The past few weeks have brought us a flurry of activity from federal agencies poised to re-shape the employment landscape, from upending traditional notions of the employment relationship to re-defining what it means to engage in unlawful retaliation. Now, as the dust settles, we will take a look at each of these administrative actions in this four-part series.

In this first installment, we discuss an Administrator’s Interpretation (Interpretation) issued by the U.S. Department of Labor (DOL) concerning joint employment under the Fair Labor Standards Act (FLSA) and the Migrant and Seasonal Agricultural Worker Protection Act (MSPA). The Interpretation is perhaps most impactful for companies that rely on third-party contractors, such as staffing agencies, to regularly provide services outside of the companies’ core businesses. According to the DOL, such companies are likely no longer shielded from employment-related liability merely by their use of third-party contractors, but instead are joint employers liable for workplace violations as if they were the primary employer.

What is Joint Employment?

Initially, the Interpretation notes that the FLSA and the MSPA use the same definition of “employ” – “to suffer or permit to work” – and are both applicable to joint employers. The Interpretation further notes that the statutes’ definitions of “employ” and “joint employment” are broader than the traditional common law concepts, and are meant to apply as broadly as possible. Critically, when two employers are classified as “joint employers,” both employers are jointly and severally liable to the employee for compliance with the FLSA and MSPA. Also, the hours an employee works for both employers during the work week are aggregated, and overtime pay is calculated from that aggregated number.

Against this backdrop, the Interpretation identifies where joint employment is most likely to exist, dividing its analysis between horizontal and vertical joint employment scenarios.

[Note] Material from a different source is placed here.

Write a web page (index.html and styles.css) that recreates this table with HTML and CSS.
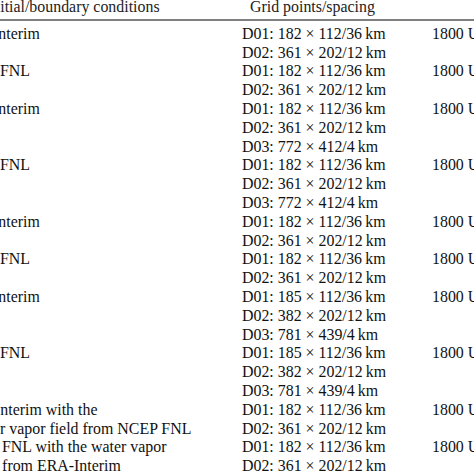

Horizontal Joint Employment

According to the DOL, “horizontal joint employment” typically exists where an employee has two or more technically separate, but ultimately related or associated, employers. As an example, the Interpretation refers to a nurse who works for 25 hours at one nursing home and, in the same week, works another 25 hours at a different nursing home. If the nursing homes are joint employers – for example, if they are owned or operated by the same company, they share managers, and there is a pool of nurses who can be assigned to work at either nursing home any given week – then the work periods are added together and the employers are jointly and severally liable for paying the nurse 10 hours of overtime.

Not surprisingly, determining whether a horizontal joint employment relationship exists hinges on the degree of association between the two businesses at issue. In conducting this analysis, the DOL considers the following factors:

  • Who owns or operates the possible joint employers?
  • Do the employers have any overlapping officers, directors, executives, or managers?
  • Do the employers share control over operations?
  • Are the operations of the employers intermingled?
  • Does one employer supervise the work of the other?
  • Do the employers share supervisory authority over the employee?
  • Do the employers treat the employees as a pool of workers available to both of them?
  • Do the employers share clients or customers?
  • Are there any agreements between the employers?

This list is not exhaustive and not all, or even most, of these factors are required for joint employment to exist.

Vertical Joint Employment

Vertical joint employment, in contrast, exists “where the employee has an employment relationship with one employer (typically a staffing agency, subcontractor, labor provider, or other intermediary employer) and the economic realities show that he or she is economically dependent on, and thus employed by, another entity in the work.” In these cases, the DOL reviews the following factors to determine whether the two entities constitute joint employers:

  • Does the potential joint employer direct, control, or supervise (even indirectly) the work?
  • Does the potential joint employer have the power (even indirectly) to hire or fire the employee, change employment conditions, or determine the rate and method of pay?
  • How permanent or lengthy is the relationship between the employee and the potential joint employer?
  • Does the employee perform repetitive work or work requiring little skill?
  • Is the employee’s work integral to the potential joint employer’s business?
  • Is the work performed on the potential joint employer’s premises?
  • Does the potential joint employer perform functions for the employee typically performed by employers, such as handling payroll or providing tools, equipment, or workers’ compensation insurance, or in agriculture, providing housing or transportation?

Again, this list is not exhaustive.

Obviously, the facts of a particular situation will determine whether a horizontal joint employment analysis or a vertical joint employment is appropriate. However, in some cases, both a horizontal and vertical analysis is applied.

What Does This Mean for My Company?

Although the Interpretation takes a sweeping view of what constitutes joint employment, it is not binding law. It was issued without any formal rule-making process or note-and-comment period (unlike the DOL’s proposed revisions to the FLSA exemption regulations issued last June), and there is no certainty regarding the level of deference, if any, that courts will afford the Interpretation.

Nevertheless, the Interpretation provides useful insight into the mindset of the nation’s most prominent labor law watchdog. Because of this, employers should take seriously the threat of DOL enforcement action based on this Interpretation. Companies that might qualify as horizontal or vertical joint employers, especially those businesses that rely on staffing agencies or subcontractors for temporary help, should consult with counsel immediately and undertake an attorney-client privileged review of their current employment arrangements.